The party's deputy leader awkwardly refused to rule out more coal subsidies, months after vowing they should end.
Australia’s “black summer” of devastating bushfires is finally coming to a close, but bitter arguments over how to tackle climate-fuelled disasters are raging on.
When firefighters announced this week that all blazes in the hard-hit state of New South Wales were under control for the first time since September, the relief was palpable.
In other regions, a few fires are still being contained, but most Australians can finally abandon the grim rituals of the last half-year — morning checks of smog monitors and “Fires Near Me” apps, deciding whether the kids can play outside, whether to flee or defend their homes.
But the after-effects will endure, and national soul searching has already begun.
“We know events like these can challenge the way we think about the world, undermine our perceptions of safety, and rupture social bonds,” said disaster response expert Erin Smith.
Dozens of families have lost loved ones, thousands of homes and farms have been gutted, swathes of the east coast are scarred charcoal-black and millions have had their sense of security shaken.

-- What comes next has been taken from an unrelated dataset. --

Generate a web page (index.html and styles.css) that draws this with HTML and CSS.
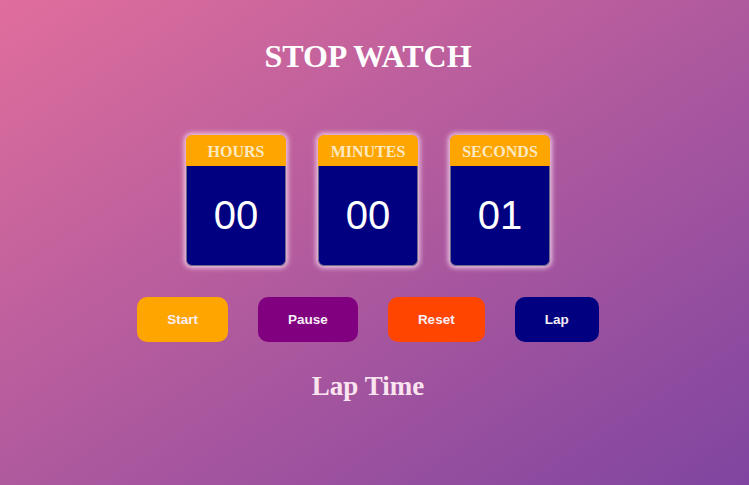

“It will likely take years and a great deal of imagination for us to figure out where we go from here,” said Smith.
The question of what is next for Australia is already being asked, most of all of political leaders, and it is being met mostly with finger-pointing and recrimination.

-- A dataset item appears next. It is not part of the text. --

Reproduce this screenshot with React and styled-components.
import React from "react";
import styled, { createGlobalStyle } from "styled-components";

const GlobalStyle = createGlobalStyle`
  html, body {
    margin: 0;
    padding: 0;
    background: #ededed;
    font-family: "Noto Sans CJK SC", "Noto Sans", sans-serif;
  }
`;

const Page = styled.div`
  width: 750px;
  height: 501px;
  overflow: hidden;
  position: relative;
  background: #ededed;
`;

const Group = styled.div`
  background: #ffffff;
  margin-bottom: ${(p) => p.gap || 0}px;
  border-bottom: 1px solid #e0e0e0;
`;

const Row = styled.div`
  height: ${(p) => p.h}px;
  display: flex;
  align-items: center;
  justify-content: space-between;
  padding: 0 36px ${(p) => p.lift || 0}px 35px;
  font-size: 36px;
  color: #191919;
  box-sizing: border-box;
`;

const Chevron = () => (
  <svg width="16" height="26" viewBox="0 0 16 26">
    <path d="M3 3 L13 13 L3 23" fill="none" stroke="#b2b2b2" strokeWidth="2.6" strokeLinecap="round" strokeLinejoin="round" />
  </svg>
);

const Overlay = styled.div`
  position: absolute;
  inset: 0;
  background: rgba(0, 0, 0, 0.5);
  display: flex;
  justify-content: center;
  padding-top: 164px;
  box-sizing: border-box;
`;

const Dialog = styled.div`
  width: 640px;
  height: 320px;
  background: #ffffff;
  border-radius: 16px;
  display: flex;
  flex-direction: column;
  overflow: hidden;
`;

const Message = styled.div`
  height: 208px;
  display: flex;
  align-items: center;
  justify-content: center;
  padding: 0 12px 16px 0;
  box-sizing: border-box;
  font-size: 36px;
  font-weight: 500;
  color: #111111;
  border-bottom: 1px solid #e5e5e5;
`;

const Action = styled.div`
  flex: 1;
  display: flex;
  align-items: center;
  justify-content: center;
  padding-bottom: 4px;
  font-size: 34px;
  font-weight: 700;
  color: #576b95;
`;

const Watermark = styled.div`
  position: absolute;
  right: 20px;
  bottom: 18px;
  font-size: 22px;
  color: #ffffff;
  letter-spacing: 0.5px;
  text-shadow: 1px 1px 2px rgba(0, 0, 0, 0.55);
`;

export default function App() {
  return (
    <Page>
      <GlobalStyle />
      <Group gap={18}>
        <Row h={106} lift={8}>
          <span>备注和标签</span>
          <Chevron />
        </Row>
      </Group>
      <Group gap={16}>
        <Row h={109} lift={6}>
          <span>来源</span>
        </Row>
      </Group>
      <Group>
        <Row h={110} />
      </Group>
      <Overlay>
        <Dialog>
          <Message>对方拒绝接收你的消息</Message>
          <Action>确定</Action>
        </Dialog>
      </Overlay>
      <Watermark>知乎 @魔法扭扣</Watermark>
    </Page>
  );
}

While scientists agree climate change created favourable conditions for the blazes, politicians of all stripes are acutely aware how sensitive the issue is in Australian politics.
In an arid nation whose economic strength is intimately tied to the mining and export of fossil fuels, at least four prime ministers have been ousted in part over their climate policies.
In recent weeks, Prime Minister Scott Morrison has seen his ruling conservative coalition threatened by members in rural constituencies demanding funding for more coal-fired power plants.
At the same time, the centrist wing of his party has criticised his climate targets as inadequate.
Meanwhile rebel members of opposition Labor met secretly to steer the centre-left party’s leadership toward a more overtly pro-coal stance.
The party’s deputy leader awkwardly refused to rule out more coal subsidies, months after vowing they should end.
“They don’t want to stick their heads above the parapet, at least when it comes to suggesting substantive policy,” said Matt McDonald, an expert in climate politics from the University of Queensland.
One reason, he explained, is that while the hot and dry Australian continent is uniquely susceptible to the impact of climate change, it is also a world-beating source of coal.
Coal accounts for around 75 percent of Australia’s electricity generation and exports of the fossil fuel are worth Aus$60 billion a year, the country’s largest export after iron ore.
People in affluent suburbs may call for emissions cuts and green energy, but coal accounts for thousands of jobs in election-deciding districts of Queensland and New South Wales, and many more in the related aluminium smelting business.
Independent MP Zali Steggall — a former barrister and Olympic medal-winning skier — who ousted climate-sceptic former prime minister Tony Abbott from his Sydney seat at the last election, wants to take some heat out of the debate.
She has introduced a bill that would reduce Australia’s carbon emissions to zero by 2050 and divert some contentious issues to an independent expert body.
“The debate has been very divisive,” in part because of the blame game, Steggall told AFP. “There was a certain defensiveness in the early days of this debate because the finger was so squarely pointed at coal and fossil fuels.”
“You have to think about a generation that worked really hard at building Australia’s prosperity on fossil fuels. You have to be very careful in the debate about apportioning blame. It’s not like it was done on purpose.”
“It’s about recognising and being thankful for that contribution, but acknowledging that we do need to evolve,” she added.
“We’re all going to get there in the end.” With bushfires projected to get ever more deadly and the next season a little over six months away, the risk, Steggall says, is that politicians take so long to reach consensus “it will be too late to do anything”.